Your task: Gather up every line from the entries below that uses the word "Tailwind".

════════════════

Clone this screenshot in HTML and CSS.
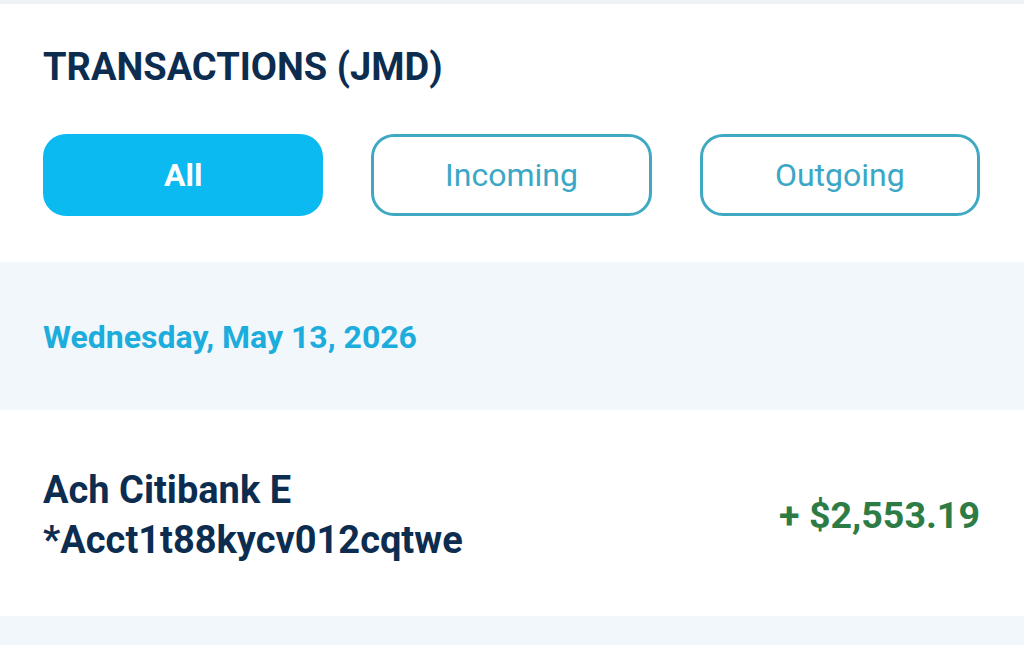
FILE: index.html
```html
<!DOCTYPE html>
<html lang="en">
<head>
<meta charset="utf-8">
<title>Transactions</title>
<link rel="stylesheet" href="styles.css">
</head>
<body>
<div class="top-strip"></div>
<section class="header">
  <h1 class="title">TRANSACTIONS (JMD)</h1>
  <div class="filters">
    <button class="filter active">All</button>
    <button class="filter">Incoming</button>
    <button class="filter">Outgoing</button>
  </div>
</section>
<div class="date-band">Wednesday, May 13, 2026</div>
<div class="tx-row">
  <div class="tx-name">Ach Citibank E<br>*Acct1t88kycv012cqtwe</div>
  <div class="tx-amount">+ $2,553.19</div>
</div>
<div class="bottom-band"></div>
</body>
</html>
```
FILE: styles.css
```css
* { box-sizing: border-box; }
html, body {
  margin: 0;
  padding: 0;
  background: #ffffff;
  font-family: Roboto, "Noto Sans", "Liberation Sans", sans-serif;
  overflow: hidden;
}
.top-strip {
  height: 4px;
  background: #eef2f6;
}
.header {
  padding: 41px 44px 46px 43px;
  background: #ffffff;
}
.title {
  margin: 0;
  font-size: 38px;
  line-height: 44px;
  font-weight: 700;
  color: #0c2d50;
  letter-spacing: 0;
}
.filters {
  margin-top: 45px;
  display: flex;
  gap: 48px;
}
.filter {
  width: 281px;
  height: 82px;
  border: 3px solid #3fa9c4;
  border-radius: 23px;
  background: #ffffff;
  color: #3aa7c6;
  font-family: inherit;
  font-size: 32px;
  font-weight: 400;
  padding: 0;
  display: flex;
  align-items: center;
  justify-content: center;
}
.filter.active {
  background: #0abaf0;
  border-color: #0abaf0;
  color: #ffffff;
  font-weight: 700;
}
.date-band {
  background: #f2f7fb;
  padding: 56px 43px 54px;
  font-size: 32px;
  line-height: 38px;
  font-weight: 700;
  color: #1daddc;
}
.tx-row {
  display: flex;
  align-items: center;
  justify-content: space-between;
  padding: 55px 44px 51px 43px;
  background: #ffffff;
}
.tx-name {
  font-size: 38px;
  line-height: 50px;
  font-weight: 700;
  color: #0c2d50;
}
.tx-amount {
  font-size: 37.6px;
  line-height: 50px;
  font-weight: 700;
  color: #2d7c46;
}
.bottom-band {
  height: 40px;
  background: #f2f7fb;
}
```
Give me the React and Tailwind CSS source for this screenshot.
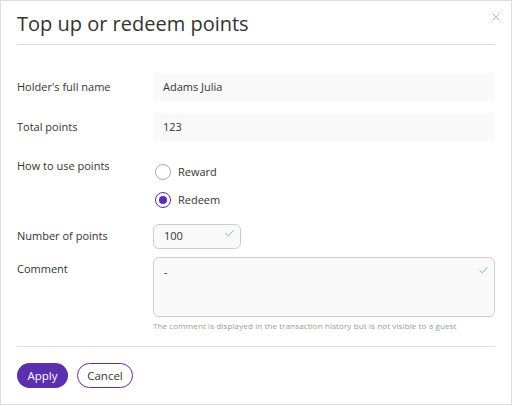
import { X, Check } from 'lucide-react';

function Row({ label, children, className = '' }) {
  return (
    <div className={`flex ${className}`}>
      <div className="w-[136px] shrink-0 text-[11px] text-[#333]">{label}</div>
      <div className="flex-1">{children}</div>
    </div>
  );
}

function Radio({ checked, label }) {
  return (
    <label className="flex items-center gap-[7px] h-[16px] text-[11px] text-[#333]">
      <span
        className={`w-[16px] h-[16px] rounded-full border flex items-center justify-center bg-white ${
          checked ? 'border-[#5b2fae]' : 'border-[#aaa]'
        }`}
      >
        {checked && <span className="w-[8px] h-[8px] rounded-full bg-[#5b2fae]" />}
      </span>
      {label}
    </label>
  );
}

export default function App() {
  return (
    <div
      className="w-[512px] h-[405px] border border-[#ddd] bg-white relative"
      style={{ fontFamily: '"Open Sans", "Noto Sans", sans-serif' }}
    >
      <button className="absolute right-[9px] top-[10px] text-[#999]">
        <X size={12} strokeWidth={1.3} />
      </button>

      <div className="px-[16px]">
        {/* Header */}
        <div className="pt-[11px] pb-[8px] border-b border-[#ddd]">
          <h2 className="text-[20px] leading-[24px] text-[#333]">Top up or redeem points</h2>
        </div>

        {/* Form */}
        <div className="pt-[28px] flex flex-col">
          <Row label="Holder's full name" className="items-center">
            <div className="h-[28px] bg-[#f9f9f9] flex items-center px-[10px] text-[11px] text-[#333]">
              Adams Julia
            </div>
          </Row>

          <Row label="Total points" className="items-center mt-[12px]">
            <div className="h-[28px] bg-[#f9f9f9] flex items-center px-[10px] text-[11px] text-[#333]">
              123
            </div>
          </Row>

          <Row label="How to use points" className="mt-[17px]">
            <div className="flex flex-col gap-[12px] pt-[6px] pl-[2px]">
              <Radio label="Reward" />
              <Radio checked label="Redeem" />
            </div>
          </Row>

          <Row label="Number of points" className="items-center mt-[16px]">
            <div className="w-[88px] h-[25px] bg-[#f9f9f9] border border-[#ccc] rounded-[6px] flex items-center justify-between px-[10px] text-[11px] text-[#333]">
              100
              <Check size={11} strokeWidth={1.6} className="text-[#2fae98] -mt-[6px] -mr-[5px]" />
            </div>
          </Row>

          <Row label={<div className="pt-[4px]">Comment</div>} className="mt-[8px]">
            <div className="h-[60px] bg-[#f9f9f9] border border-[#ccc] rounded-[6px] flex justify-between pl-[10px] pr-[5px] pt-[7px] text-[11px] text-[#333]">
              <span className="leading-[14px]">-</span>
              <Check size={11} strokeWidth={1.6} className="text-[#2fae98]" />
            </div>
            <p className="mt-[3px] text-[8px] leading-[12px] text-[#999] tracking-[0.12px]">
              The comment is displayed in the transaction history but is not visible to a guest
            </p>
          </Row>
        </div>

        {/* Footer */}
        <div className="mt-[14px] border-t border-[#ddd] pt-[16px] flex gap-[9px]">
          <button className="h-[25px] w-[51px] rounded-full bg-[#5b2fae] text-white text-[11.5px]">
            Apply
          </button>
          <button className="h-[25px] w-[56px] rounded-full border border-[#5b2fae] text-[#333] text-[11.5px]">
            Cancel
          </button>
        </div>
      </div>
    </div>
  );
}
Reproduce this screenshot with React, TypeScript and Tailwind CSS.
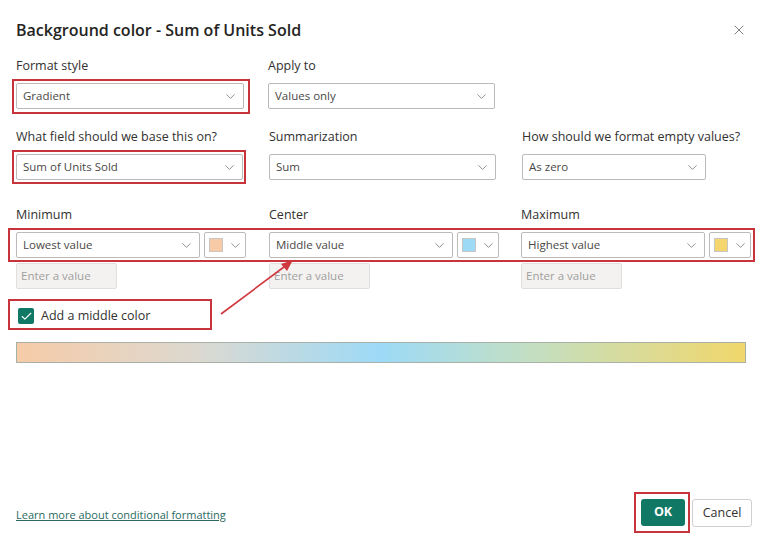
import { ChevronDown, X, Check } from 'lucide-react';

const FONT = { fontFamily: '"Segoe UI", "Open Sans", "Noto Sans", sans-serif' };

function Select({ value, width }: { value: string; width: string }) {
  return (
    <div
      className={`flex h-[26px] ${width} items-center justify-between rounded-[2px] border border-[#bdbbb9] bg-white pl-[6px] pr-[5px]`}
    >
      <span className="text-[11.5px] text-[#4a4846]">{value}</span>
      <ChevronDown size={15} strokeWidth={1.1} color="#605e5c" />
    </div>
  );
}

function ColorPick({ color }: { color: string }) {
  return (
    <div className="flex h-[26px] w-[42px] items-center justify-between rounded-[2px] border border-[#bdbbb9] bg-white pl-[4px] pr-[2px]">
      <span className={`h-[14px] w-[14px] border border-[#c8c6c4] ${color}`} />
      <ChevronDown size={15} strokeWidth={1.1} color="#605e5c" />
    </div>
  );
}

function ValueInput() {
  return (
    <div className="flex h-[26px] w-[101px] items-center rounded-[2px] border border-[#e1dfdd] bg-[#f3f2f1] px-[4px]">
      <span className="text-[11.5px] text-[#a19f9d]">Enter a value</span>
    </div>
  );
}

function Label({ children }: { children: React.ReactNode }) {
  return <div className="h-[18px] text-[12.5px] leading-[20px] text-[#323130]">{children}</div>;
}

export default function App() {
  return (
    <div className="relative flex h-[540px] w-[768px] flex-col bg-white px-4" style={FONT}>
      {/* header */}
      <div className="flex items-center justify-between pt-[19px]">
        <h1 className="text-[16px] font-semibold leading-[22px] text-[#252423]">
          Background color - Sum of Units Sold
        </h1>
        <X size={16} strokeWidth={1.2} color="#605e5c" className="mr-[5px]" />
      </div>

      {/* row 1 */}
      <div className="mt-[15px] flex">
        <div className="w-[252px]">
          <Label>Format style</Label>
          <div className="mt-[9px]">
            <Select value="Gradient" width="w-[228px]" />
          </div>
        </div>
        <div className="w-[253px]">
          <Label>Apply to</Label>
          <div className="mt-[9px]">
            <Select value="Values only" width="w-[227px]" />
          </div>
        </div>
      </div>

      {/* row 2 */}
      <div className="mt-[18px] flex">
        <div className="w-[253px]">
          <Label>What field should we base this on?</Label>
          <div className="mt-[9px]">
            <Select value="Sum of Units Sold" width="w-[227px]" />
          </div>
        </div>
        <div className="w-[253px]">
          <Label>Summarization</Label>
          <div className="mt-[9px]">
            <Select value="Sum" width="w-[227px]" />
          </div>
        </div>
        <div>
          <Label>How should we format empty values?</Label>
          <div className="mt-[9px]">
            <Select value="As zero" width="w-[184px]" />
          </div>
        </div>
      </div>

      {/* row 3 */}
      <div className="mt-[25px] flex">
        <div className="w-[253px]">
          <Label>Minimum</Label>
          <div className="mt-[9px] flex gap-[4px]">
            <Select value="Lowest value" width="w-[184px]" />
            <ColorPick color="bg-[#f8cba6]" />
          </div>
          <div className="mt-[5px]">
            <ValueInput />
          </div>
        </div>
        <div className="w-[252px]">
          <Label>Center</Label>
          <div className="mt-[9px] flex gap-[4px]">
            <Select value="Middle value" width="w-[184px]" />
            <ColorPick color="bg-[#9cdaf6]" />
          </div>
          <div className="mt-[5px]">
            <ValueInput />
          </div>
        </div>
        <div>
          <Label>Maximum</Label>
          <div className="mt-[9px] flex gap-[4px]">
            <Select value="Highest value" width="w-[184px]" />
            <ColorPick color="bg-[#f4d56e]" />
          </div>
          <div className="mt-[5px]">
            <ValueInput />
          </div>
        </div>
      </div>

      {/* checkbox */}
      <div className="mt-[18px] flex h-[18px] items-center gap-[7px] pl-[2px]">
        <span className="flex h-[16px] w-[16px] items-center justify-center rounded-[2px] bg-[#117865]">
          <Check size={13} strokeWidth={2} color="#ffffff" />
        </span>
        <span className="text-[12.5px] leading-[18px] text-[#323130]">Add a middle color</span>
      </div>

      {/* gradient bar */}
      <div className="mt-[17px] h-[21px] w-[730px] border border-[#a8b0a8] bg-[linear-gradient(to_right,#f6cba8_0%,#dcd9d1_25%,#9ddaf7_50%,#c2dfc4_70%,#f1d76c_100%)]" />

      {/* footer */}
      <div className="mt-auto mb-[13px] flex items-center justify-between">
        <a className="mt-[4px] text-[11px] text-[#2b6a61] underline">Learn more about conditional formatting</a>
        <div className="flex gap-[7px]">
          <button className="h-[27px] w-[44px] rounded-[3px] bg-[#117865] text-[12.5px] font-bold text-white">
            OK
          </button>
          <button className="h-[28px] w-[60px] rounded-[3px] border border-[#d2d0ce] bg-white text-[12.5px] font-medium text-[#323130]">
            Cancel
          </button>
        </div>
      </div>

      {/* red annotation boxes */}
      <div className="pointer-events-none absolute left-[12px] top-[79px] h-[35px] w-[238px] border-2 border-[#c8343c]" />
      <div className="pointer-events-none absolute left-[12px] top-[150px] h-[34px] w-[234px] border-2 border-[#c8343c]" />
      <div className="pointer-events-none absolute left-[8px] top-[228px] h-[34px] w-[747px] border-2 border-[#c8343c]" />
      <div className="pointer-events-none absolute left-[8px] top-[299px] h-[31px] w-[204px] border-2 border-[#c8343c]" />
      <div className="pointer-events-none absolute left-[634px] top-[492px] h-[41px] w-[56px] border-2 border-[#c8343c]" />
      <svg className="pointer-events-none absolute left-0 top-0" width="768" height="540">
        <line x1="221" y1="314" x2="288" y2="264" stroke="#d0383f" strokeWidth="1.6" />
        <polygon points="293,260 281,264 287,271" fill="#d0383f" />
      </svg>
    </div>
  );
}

════════════════

Response to the task:
Give me the React and Tailwind CSS source for this screenshot.
Reproduce this screenshot with React, TypeScript and Tailwind CSS.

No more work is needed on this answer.